У чекистов, похоже, была установка: делать вид, что на Западе вообще никаких издательств нет, кроме «Посева». А «Посев» ужасен тем, что за ним стоит политическая партия, которая стремится к свержению нашего строя. Печатаясь там, вы тем самым участвуете в попытке свержения.

Я не против такой трактовки, но говорю своим собеседникам, что этой ужасной партии помогают прежде всего они.

– Кто? Мы? – удивился Петров, а Захаров опять попросил:

– Можно закурить?

– Да берите, – сказал я раздраженно (он мне надоел), – берите и не спрашивайте. Конечно, вы, – ответил Петрову, – больше других помогаете этой партии.

– Интересно, – засмеялся Петров. – Каким же это образом?

– Самым прямым.
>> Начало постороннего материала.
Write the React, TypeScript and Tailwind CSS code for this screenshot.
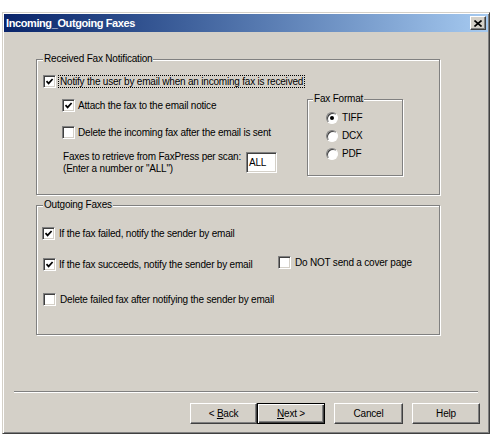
import type { ReactNode } from 'react';

const FONT = { fontFamily: '"Liberation Sans", Arial, sans-serif' };

function CheckMark() {
  return (
    <svg width="9" height="9" viewBox="0 0 9 9" className="block">
      <polyline points="1.5,4.2 3.6,6.4 7.6,2" fill="none" stroke="#000" strokeWidth="1.7" />
    </svg>
  );
}

function Checkbox({ checked }: { checked?: boolean }) {
  return (
    <span className="flex h-[13px] w-[13px] shrink-0 items-center justify-center border border-t-[#808080] border-l-[#808080] border-r-white border-b-white bg-white shadow-[inset_1px_1px_0_#404040,inset_-1px_-1px_0_#d4d0c8]">
      {checked && <CheckMark />}
    </span>
  );
}

function Radio({ checked }: { checked?: boolean }) {
  return (
    <span className="flex h-[12px] w-[12px] shrink-0 items-center justify-center rounded-full border border-t-[#808080] border-l-[#808080] border-r-white border-b-white bg-white shadow-[inset_1px_1px_0_#404040]">
      {checked && <span className="h-[4px] w-[4px] rounded-full bg-black" />}
    </span>
  );
}

function Group({ title, className, children, legendLeft }: { title: string; className: string; children: ReactNode; legendLeft: string }) {
  return (
    <div className={`relative border border-[#808080] shadow-[inset_1px_1px_0_#fff,1px_1px_0_#fff] ${className}`}>
      <span className={`absolute -top-[7px] ${legendLeft} whitespace-nowrap bg-[#d4d0c8] px-[1px] leading-[12px]`}>{title}</span>
      {children}
    </div>
  );
}

function Button({ children, isDefault, className }: { children: ReactNode; isDefault?: boolean; className: string }) {
  const bevel = isDefault
    ? 'border border-black shadow-[inset_1px_1px_0_#fff,inset_-1px_-1px_0_#404040,inset_-2px_-2px_0_#808080]'
    : 'border border-t-white border-l-white border-r-[#404040] border-b-[#404040] shadow-[inset_-1px_-1px_0_#808080]';
  return (
    <div className={`flex h-[21px] items-center justify-center bg-[#d4d0c8] leading-[12px] ${bevel} ${className}`}>
      {children}
    </div>
  );
}

export default function App() {
  return (
    <div className="h-[439px] w-[493px] overflow-hidden bg-white text-[10px] tracking-[-0.2px] text-black" style={FONT}>
      <div className="ml-[2px] mt-[12px] flex h-[422px] w-[488px] flex-col border border-t-[#d4d0c8] border-l-[#d4d0c8] border-r-[#404040] border-b-[#404040] bg-[#d4d0c8] p-[1px] shadow-[inset_1px_1px_0_#fff,inset_-1px_-1px_0_#808080]">
        {/* title bar */}
        <div className="flex h-[18px] shrink-0 items-center bg-gradient-to-r from-[#0a246a] to-[#a6caf0] pl-[2px] pr-[2px]">
          <span className="flex-1 text-[11px] font-bold leading-[13px] tracking-[-0.4px] text-white">Incoming_Outgoing Faxes</span>
          <span className="flex h-[14px] w-[16px] items-center justify-center border border-t-white border-l-white border-r-[#404040] border-b-[#404040] bg-[#d4d0c8] shadow-[inset_-1px_-1px_0_#808080]">
            <svg width="8" height="7" viewBox="0 0 8 7" className="block">
              <path d="M0.5 0.5 L7.5 6.5 M7.5 0.5 L0.5 6.5" stroke="#000" strokeWidth="1.6" />
            </svg>
          </span>
        </div>

        {/* received */}
        <Group title="Received Fax Notification" legendLeft="left-[6px]" className="ml-[32px] mt-[27px] h-[136px] w-[404px] shrink-0">
          <div className="ml-[6px] mt-[15px] flex items-center">
            <Checkbox checked />
            <span className="ml-[2px] whitespace-nowrap border border-dotted border-black px-[1px] leading-[11px]">
              Notify the user by email when an incoming fax is received
            </span>
          </div>
          <div className="flex">
            <div className="w-[270px] shrink-0">
              <div className="ml-[25px] mt-[11px] flex items-center">
                <Checkbox checked />
                <span className="ml-[3px] whitespace-nowrap leading-[12px]">Attach the fax to the email notice</span>
              </div>
              <div className="ml-[25px] mt-[14px] flex items-center">
                <Checkbox />
                <span className="ml-[3px] whitespace-nowrap leading-[12px]">Delete the incoming fax after the email is sent</span>
              </div>
              <div className="ml-[26px] mt-[12px] flex items-start">
                <div className="w-[183px] whitespace-nowrap leading-[12px]">
                  <div>Faxes to retrieve from FaxPress per scan:</div>
                  <div>(Enter a number or "ALL")</div>
                </div>
                <div className="mt-[1px] flex h-[21px] w-[31px] items-center border border-t-[#808080] border-l-[#808080] border-r-white border-b-white bg-white pl-[2px] shadow-[inset_1px_1px_0_#404040,inset_-1px_-1px_0_#d4d0c8]">
                  ALL
                </div>
              </div>
            </div>
            <Group title="Fax Format" legendLeft="left-[5px]" className="mt-[11px] h-[77px] w-[96px] shrink-0">
              <div className="ml-[18px] mt-[12px] flex flex-col gap-[6px]">
                <div className="flex h-[12px] items-center">
                  <Radio checked />
                  <span className="ml-[4px] leading-[12px]">TIFF</span>
                </div>
                <div className="flex h-[12px] items-center">
                  <Radio />
                  <span className="ml-[4px] leading-[12px]">DCX</span>
                </div>
                <div className="flex h-[12px] items-center">
                  <Radio />
                  <span className="ml-[4px] leading-[12px]">PDF</span>
                </div>
              </div>
            </Group>
          </div>
        </Group>

        {/* outgoing */}
        <Group title="Outgoing Faxes" legendLeft="left-[6px]" className="ml-[32px] mt-[10px] h-[130px] w-[404px] shrink-0">
          <div className="ml-[5px] mt-[21px] flex items-center">
            <Checkbox checked />
            <span className="ml-[4px] whitespace-nowrap leading-[12px]">If the fax failed, notify the sender by email</span>
          </div>
          <div className="ml-[6px] mt-[18px] flex items-center">
            <Checkbox checked />
            <span className="ml-[3px] w-[219px] whitespace-nowrap leading-[12px]">If the fax succeeds, notify the sender by email</span>
            <div className="-mt-[4px] flex items-center">
              <Checkbox />
              <span className="ml-[4px] whitespace-nowrap leading-[12px]">Do NOT send a cover page</span>
            </div>
          </div>
          <div className="ml-[6px] mt-[22px] flex items-center">
            <Checkbox />
            <span className="ml-[4px] whitespace-nowrap leading-[12px]">Delete failed fax after notifying the sender by email</span>
          </div>
        </Group>

        {/* separator */}
        <div className="ml-[10px] mt-[56px] h-[2px] w-[464px] shrink-0 border-t border-b border-t-[#808080] border-b-white" />

        {/* buttons */}
        <div className="mt-[10px] flex justify-end pr-[8px]">
          <Button className="w-[67px]">
            <span>&lt; <span className="underline">B</span>ack</span>
          </Button>
          <Button isDefault className="w-[68px]">
            <span><span className="underline">N</span>ext &gt;</span>
          </Button>
          <Button className="ml-[9px] w-[69px]">Cancel</Button>
          <Button className="ml-[9px] w-[68px]">Help</Button>
        </div>
      </div>
    </div>
  );
}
Запрещая талантливые книги, вы делаете все, чтобы они достались «Посеву». Хотите разорить «Посев»? Печатайте лучше здесь.

– Но нельзя же все печатать, что пишется.

– Все нельзя, а лучшее можно. Лучшее печатайте здесь, а худшее отдавайте «Посеву».

– Значит, вы считаете, – уточнил Петров, похоже, для доклада кому-то, – что мы сами помогаем «Посеву»?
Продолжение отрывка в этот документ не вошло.